THE REQUEST: For the data below, report the number of lines that contain the string "screenshot" and nothing else.

RECORDS SHOWN:

■ ■ ■ ■ ■

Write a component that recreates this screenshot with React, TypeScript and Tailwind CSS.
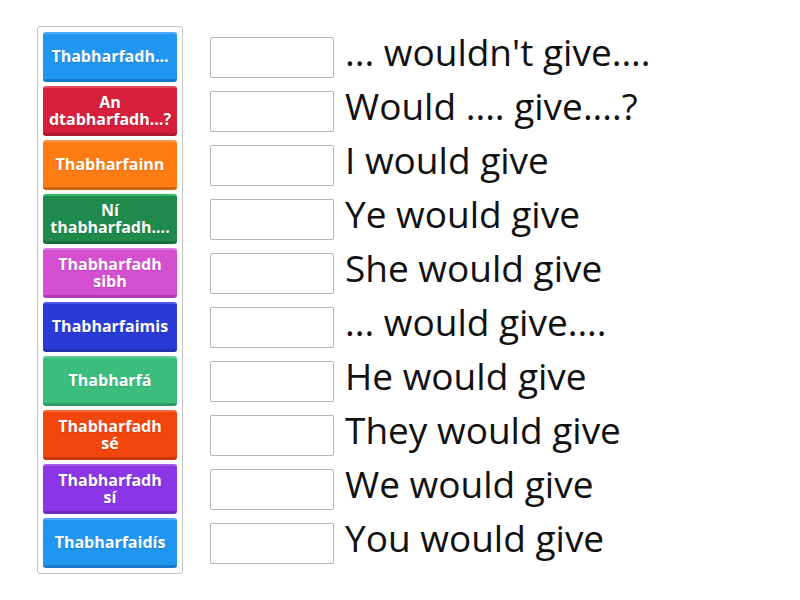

■ ■ ■ ■ ■

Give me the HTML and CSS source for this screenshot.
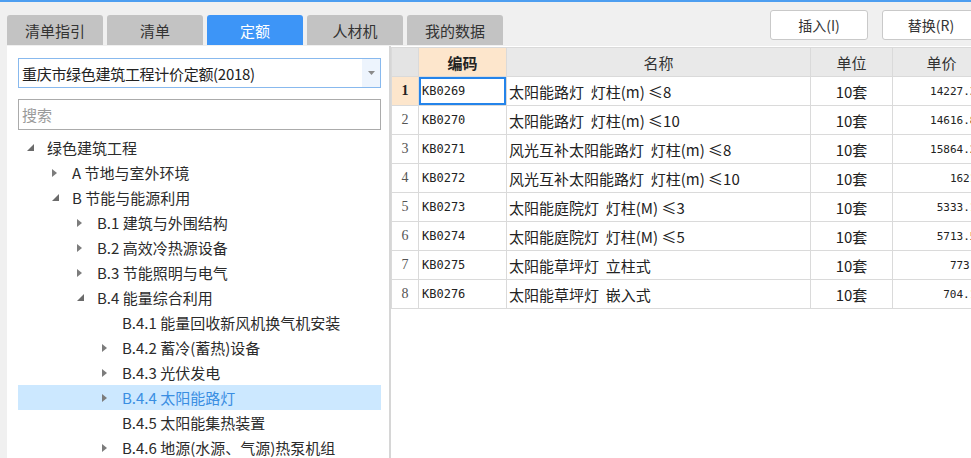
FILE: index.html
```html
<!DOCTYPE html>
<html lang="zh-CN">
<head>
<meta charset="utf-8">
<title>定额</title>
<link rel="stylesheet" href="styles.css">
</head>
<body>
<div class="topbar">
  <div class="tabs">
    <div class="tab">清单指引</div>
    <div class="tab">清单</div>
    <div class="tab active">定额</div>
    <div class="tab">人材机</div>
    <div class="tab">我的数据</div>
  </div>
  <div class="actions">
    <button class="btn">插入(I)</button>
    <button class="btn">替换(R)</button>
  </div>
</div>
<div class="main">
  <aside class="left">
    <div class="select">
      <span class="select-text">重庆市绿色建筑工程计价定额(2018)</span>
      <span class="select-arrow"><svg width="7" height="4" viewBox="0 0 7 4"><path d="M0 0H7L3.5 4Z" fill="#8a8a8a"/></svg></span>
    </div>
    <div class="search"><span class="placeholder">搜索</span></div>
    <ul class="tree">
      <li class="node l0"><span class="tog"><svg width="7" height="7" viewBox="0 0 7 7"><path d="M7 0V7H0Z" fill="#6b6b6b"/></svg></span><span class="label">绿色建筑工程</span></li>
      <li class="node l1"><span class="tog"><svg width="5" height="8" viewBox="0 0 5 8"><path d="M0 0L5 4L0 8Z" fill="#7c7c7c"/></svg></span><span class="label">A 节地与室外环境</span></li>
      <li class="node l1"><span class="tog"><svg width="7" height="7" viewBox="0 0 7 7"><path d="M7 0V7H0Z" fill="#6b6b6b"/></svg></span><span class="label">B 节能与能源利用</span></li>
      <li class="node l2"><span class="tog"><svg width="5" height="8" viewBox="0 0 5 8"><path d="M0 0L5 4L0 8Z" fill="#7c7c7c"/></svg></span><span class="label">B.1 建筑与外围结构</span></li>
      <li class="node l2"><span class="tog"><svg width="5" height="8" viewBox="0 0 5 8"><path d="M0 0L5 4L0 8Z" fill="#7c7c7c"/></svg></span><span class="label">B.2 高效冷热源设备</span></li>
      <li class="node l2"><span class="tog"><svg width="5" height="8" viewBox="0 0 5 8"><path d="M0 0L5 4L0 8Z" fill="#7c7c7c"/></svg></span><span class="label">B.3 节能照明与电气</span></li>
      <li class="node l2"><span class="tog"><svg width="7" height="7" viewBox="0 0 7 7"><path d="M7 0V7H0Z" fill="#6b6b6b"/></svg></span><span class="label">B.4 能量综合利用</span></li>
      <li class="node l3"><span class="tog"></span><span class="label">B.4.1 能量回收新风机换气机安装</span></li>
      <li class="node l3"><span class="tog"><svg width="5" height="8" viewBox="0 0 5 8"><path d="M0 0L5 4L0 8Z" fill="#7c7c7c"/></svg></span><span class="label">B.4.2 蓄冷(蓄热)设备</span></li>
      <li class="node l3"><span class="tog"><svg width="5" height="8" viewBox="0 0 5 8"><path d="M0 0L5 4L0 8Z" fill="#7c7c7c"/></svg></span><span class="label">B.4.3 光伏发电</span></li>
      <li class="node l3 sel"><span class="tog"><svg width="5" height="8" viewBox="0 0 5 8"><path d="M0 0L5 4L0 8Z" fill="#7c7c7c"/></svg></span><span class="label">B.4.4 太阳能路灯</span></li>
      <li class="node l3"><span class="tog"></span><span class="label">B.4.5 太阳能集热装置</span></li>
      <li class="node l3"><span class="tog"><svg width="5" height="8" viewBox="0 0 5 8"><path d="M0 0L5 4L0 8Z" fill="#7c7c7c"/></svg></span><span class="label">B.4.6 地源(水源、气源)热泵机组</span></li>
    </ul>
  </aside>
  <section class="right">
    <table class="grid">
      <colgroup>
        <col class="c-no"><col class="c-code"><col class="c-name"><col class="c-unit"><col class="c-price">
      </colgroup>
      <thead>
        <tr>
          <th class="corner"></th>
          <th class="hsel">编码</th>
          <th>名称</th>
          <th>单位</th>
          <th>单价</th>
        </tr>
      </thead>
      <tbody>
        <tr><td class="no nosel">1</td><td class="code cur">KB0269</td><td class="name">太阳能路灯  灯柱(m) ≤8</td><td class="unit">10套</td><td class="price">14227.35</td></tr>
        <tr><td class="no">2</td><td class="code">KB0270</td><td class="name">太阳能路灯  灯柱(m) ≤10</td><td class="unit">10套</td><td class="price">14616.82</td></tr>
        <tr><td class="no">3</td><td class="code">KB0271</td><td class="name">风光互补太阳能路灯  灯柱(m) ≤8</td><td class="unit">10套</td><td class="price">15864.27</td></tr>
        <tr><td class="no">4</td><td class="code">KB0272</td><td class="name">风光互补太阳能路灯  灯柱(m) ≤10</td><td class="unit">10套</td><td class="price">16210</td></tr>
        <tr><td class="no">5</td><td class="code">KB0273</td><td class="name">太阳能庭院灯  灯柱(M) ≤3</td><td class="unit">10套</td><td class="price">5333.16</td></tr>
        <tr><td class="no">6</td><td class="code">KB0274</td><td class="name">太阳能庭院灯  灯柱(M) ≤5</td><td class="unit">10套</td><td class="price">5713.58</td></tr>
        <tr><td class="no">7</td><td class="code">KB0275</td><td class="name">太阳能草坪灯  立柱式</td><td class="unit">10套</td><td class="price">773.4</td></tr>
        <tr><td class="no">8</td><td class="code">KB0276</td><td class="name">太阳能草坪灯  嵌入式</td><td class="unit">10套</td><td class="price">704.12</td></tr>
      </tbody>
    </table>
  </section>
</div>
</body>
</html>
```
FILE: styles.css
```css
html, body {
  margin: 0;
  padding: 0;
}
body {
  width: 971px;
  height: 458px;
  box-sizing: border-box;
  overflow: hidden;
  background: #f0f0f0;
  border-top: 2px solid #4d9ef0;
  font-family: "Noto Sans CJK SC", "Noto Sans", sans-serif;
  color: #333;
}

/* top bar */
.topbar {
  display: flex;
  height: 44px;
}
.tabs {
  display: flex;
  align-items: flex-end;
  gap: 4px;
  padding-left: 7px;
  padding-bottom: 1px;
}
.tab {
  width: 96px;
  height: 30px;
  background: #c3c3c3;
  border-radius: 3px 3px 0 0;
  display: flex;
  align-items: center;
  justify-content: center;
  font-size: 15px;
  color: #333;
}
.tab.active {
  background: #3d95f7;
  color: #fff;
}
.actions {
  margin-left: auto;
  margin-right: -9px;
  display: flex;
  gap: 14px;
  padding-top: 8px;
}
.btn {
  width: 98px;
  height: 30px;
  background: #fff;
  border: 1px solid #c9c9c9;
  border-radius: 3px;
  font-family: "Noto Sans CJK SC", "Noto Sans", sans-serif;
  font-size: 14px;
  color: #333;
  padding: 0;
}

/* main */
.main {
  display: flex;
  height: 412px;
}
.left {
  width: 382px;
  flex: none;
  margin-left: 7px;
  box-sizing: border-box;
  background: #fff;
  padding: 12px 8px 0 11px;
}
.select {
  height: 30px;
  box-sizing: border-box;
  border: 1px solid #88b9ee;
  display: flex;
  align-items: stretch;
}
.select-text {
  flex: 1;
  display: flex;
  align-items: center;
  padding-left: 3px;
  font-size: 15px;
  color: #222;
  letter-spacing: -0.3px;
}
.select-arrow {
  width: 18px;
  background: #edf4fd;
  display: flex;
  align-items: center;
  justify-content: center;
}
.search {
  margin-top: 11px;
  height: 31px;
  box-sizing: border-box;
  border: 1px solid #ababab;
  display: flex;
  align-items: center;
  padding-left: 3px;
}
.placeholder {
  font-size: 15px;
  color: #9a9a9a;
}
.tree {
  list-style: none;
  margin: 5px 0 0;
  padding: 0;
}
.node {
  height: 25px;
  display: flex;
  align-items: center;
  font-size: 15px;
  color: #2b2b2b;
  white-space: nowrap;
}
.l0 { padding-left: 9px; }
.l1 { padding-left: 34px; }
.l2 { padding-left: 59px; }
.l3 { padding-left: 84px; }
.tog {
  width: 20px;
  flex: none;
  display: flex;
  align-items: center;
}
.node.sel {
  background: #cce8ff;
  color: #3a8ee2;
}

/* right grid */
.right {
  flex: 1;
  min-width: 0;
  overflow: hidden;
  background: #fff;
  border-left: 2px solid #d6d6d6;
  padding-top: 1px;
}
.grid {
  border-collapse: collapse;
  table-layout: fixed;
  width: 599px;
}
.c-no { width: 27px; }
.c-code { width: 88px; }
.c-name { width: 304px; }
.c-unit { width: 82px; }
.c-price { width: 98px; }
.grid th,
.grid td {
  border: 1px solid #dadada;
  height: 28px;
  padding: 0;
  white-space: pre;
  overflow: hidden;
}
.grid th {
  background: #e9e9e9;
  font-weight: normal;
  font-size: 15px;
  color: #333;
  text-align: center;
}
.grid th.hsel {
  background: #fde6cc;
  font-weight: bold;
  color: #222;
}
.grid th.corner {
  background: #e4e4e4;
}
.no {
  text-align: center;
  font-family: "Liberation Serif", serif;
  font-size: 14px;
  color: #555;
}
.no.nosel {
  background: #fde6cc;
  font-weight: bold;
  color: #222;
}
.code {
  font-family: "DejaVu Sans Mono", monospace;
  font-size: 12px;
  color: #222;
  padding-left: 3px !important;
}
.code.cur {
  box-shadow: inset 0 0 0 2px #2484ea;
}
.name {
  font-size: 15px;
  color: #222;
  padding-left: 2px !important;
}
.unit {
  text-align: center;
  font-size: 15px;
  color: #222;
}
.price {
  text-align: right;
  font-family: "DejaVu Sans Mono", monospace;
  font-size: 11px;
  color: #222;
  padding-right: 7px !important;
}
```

■ ■ ■ ■ ■

OUTPUT OF THE EXERCISE: 2